Today, I am reminded of a Good Friday story of hope from our past: the sighting of a triple rainbow at the end of a Falls-Shankill Good Friday walk, organised by the ecumenical Cornerstone Community in 1988.

The 1988 walk took place in the shadow of one of the most notorious periods of the Troubles, memorably recounted in the documentary 14 Days. Those 14 days included loyalist Michael Stone’s attack on the funeral of three IRA operatives shot dead by the SAS in Gibraltar; and the murder of two plainclothes British soldiers who (inadvertently, it seems) drove into the funeral of one of those killed by Stone.

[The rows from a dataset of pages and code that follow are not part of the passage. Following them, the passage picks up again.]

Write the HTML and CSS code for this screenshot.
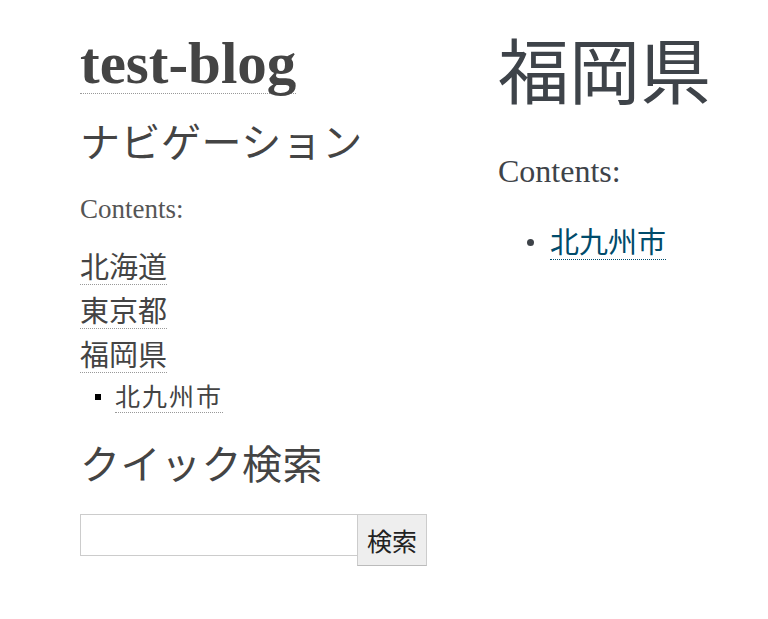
FILE: index.html
```html
<!DOCTYPE html>
<html lang="ja">
<head>
<meta charset="utf-8">
<title>福岡県 — test-blog</title>
<link rel="stylesheet" href="styles.css">
</head>
<body>
<div class="document">
  <aside class="sidebar">
    <h1 class="logo"><a href="#">test-blog</a></h1>
    <h3 class="side-title">ナビゲーション</h3>
    <p class="caption">Contents:</p>
    <ul class="toc">
      <li><a href="#">北海道</a></li>
      <li><a href="#">東京都</a></li>
      <li><a href="#">福岡県</a></li>
    </ul>
    <ul class="subtoc">
      <li><span class="square"></span><a href="#">北九州市</a></li>
    </ul>
    <h3 class="side-title search-title">クイック検索</h3>
    <form class="search">
      <input type="text" class="search-input" aria-label="検索">
      <button type="button" class="search-btn">検索</button>
    </form>
  </aside>
  <main class="body">
    <h1 class="page-title">福岡県</h1>
    <p class="body-caption">Contents:</p>
    <ul class="body-toc">
      <li><span class="disc"></span><a href="#">北九州市</a></li>
    </ul>
  </main>
</div>
</body>
</html>
```
FILE: styles.css
```css
html, body {
  margin: 0;
  padding: 0;
  background: #fff;
}
body {
  font-family: "Liberation Serif", "Noto Sans CJK JP", serif;
  color: #3E4349;
}
.document {
  display: flex;
  align-items: flex-start;
  padding-left: 80px;
}
.sidebar {
  width: 418px;
  display: flex;
  flex-direction: column;
  align-items: flex-start;
  color: #444;
}
.sidebar a {
  color: #444;
  text-decoration: none;
  border-bottom: 1px dotted #999;
}
.logo {
  margin: 34px 0 0 0;
  display: flex;
  font-family: "Liberation Serif", serif;
  font-weight: bold;
  font-size: 59px;
  line-height: 59px;
}
.side-title {
  margin: 22px 0 0 0;
  font-family: "Noto Sans CJK JP", sans-serif;
  font-weight: normal;
  font-size: 40px;
  line-height: 48px;
  letter-spacing: 0.5px;
  color: #444;
}
.caption {
  margin: 27px 0 0 0;
  font-family: "Liberation Serif", serif;
  font-size: 27px;
  line-height: 36px;
  color: #555;
}
.toc, .subtoc, .body-toc {
  list-style: none;
  margin: 0;
  padding: 0;
  display: flex;
  flex-direction: column;
  align-items: flex-start;
}
.toc {
  margin-top: 20px;
  gap: 6px;
}
.toc li, .subtoc li, .body-toc li {
  display: flex;
  align-items: center;
}
.toc a {
  font-family: "Noto Sans CJK JP", sans-serif;
  font-size: 29px;
  line-height: 37px;
}
.subtoc {
  margin-top: 5px;
  padding-left: 15px;
}
.square {
  width: 6px;
  height: 6px;
  background: #000;
  margin-right: 14px;
  margin-top: 2px;
}
.subtoc a {
  font-family: "Noto Sans CJK JP", sans-serif;
  font-size: 25px;
  line-height: 34px;
  letter-spacing: 2px;
}
.search-title {
  margin-top: 25px;
}
.search {
  margin: 28px 0 0 0;
  display: flex;
  align-items: flex-start;
}
.search-input {
  box-sizing: border-box;
  width: 278px;
  height: 42px;
  margin: 0;
  border: 1px solid #ccc;
  padding: 0 4px;
  background: #fff;
}
.search-btn {
  box-sizing: border-box;
  width: 70px;
  height: 52px;
  margin: 0 0 0 -1px;
  border: 1px solid #ccc;
  border-bottom-color: #bbb;
  background: #eee;
  color: #222;
  font-family: "Noto Sans CJK JP", sans-serif;
  font-size: 25px;
  padding: 0;
}
.body {
  flex: 1;
  display: flex;
  flex-direction: column;
  align-items: flex-start;
}
.page-title {
  margin: 27px 0 0 0;
  font-family: "Noto Sans CJK JP", sans-serif;
  font-weight: normal;
  font-size: 71px;
  line-height: 80px;
  color: #3E4349;
}
.body-caption {
  margin: 44px 0 0 0;
  font-family: "Liberation Serif", serif;
  font-size: 32px;
  line-height: 40px;
}
.body-toc {
  margin-top: 31px;
  padding-left: 29px;
}
.disc {
  width: 7px;
  height: 7px;
  border-radius: 50%;
  background: #3E4349;
  margin-right: 16px;
  margin-top: 2px;
}
.body-toc a {
  color: #004B6B;
  text-decoration: none;
  border-bottom: 1px dotted #004B6B;
  font-family: "Noto Sans CJK JP", sans-serif;
  font-size: 29px;
  line-height: 37px;
}
```
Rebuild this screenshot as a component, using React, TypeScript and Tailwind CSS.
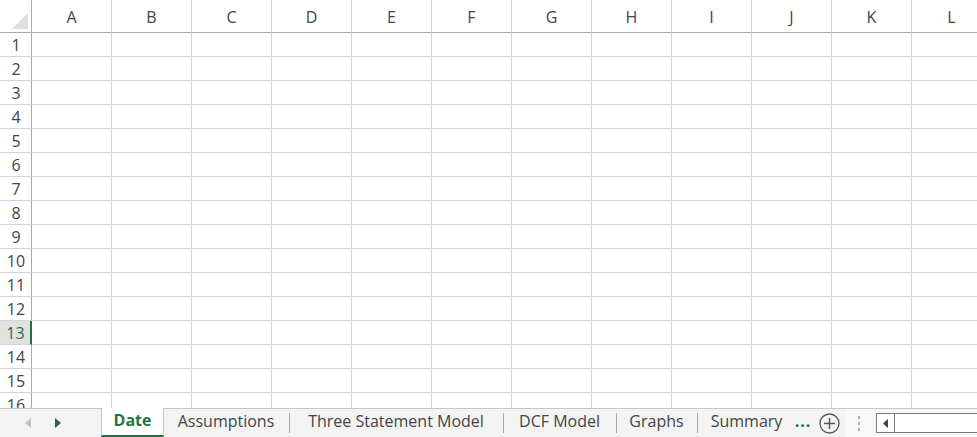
const COLS = ['A', 'B', 'C', 'D', 'E', 'F', 'G', 'H', 'I', 'J', 'K', 'L']
const ROWS = Array.from({ length: 16 }, (_, i) => i + 1)
const SELECTED_ROW = 13

const TABS = [
  { name: 'Assumptions', w: 'w-[125px]' },
  { name: 'Three Statement Model', w: 'w-[213px]' },
  { name: 'DCF Model', w: 'w-[112px]' },
  { name: 'Graphs', w: 'w-[80px]' },
]

function Sheet() {
  return (
    <div className="flex-1 overflow-hidden bg-white">
      <div className="grid grid-cols-[32px_repeat(12,80px)] auto-rows-[24px] [grid-template-rows:33px]">
        {/* corner */}
        <div className="relative h-[33px] border-b border-r border-[#ababab]">
          <svg className="absolute left-[12px] top-[13px]" width="16" height="16" viewBox="0 0 16 16">
            <polygon points="16,0 16,16 0,16" fill="#dfdfdf" />
          </svg>
        </div>
        {COLS.map((c) => (
          <div
            key={c}
            className="flex h-[33px] items-center justify-center border-b border-r border-b-[#ababab] border-r-[#d4d4d4] pt-px text-[16px] text-[#444]"
          >
            {c}
          </div>
        ))}

        {ROWS.map((r) => {
          const sel = r === SELECTED_ROW
          return (
            <div key={r} className="contents">
              <div
                className={
                  sel
                    ? 'flex items-center justify-center border-b border-r-2 border-b-[#d4d4d4] border-r-[#217346] bg-[#e1e1e1] pl-px text-[16px] text-[#217346]'
                    : 'flex items-center justify-center border-b border-r border-b-[#d4d4d4] border-r-[#ababab] pl-px text-[16px] text-[#444]'
                }
              >
                {r}
              </div>
              {COLS.map((c) => (
                <div key={c} className="border-b border-r border-[#d4d4d4]" />
              ))}
            </div>
          )
        })}
      </div>
    </div>
  )
}

function TabBar() {
  return (
    <div className="flex h-[29px] shrink-0 border-t border-[#c6c6c6] bg-[#f3f3f3]">
      {/* nav arrows */}
      <div className="flex w-[101px] shrink-0 items-center">
        <svg className="ml-[25px]" width="6" height="10" viewBox="0 0 6 10">
          <polygon points="6,0 6,10 0,5" fill="#c4c4c4" />
        </svg>
        <svg className="ml-[24px]" width="6" height="10" viewBox="0 0 6 10">
          <polygon points="0,0 0,10 6,5" fill="#1d6b3f" />
        </svg>
      </div>

      {/* active tab */}
      <div className="-mt-px flex h-[29px] w-[63px] shrink-0 items-center justify-center border-x border-b-2 border-x-[#c6c6c6] border-b-[#217346] bg-white pb-[3px] text-[16px] font-bold text-[#217346]">
        Date
      </div>

      {TABS.map((t) => (
        <div key={t.name} className="flex shrink-0 items-center">
          <div className={`${t.w} flex items-center justify-center pb-[5px] pr-px text-[16px] text-[#444]`}>{t.name}</div>
          <div className="h-[20px] w-px bg-[#a6a6a6]" />
        </div>
      ))}

      <div className="flex w-[92px] shrink-0 items-center justify-center pb-[5px] pl-[5px] text-[16px] text-[#444]">Summary</div>
      <div className="flex w-[24px] shrink-0 items-center justify-center pb-[4px] pl-[2px] text-[16px] font-bold tracking-[1px] text-[#217346]">
        ...
      </div>
      <div className="flex w-[31px] shrink-0 items-center justify-center">
        <svg width="21" height="21" viewBox="0 0 21 21">
          <circle cx="10.5" cy="10.5" r="9.5" fill="none" stroke="#595959" strokeWidth="1.3" />
          <path d="M10.5 5 V16 M5 10.5 H16" stroke="#595959" strokeWidth="1.5" />
        </svg>
      </div>

      {/* splitter + scrollbar */}
      <div className="flex flex-1 items-center bg-[#f8f8f8]">
        <div className="ml-[13px] flex flex-col gap-[3px]">
          <div className="h-[3px] w-[2px] bg-[#b0b0b0]" />
          <div className="h-[3px] w-[2px] bg-[#b0b0b0]" />
          <div className="h-[3px] w-[2px] bg-[#b0b0b0]" />
        </div>
        <div className="ml-[16px] flex h-[20px] flex-1 border border-r-0 border-[#7a7a7a] bg-white">
          <div className="flex w-[18px] items-center justify-center border-r border-[#7a7a7a]">
            <svg width="5" height="9" viewBox="0 0 5 9">
              <polygon points="5,0 5,9 0,4.5" fill="#444" />
            </svg>
          </div>
        </div>
      </div>
    </div>
  )
}

export default function App() {
  return (
    <div className="flex h-[437px] w-[977px] flex-col overflow-hidden font-['Open_Sans',sans-serif]">
      <Sheet />
      <TabBar />
    </div>
  )
}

This Good Friday walk has become an annual event, a regular pilgrimage of Christian unity between the Falls and Shankill – albeit one that will not proceed this year due to restrictions on movement and gathering.

Below, I share my account of the 1988 walk from my book, Unity Pilgrim: The Life of Fr Gerry Reynolds CSsR. 

The tension generated by that 14-day period cast into doubt the viability of a large-scale public event that Cornerstone had been planning for some time: a Good Friday walk through a West Belfast peace wall, which included carrying a large cross from the Falls to Woodvale Park on the Shankill. They would need to pass through a pedestrian gate, which was always locked. Cornerstone leader, Methodist Rev Sam Burch, recalled[1]:

I remember going into the police station [to request permission for the walk] and they said, ‘Well, how many do you expect?’ I said, ‘There might be 20 or there might be 200.’ He said, ‘Can you not be more specific?’ I said, ‘No, I can’t be more specific, I don’t know who will turn up.’  There’s a little door that they had welded in the peace wall which at that time was completely closed between the Shankill and Springfield Road. We said, ‘Could you open or get that wee door open for us?’  And they did.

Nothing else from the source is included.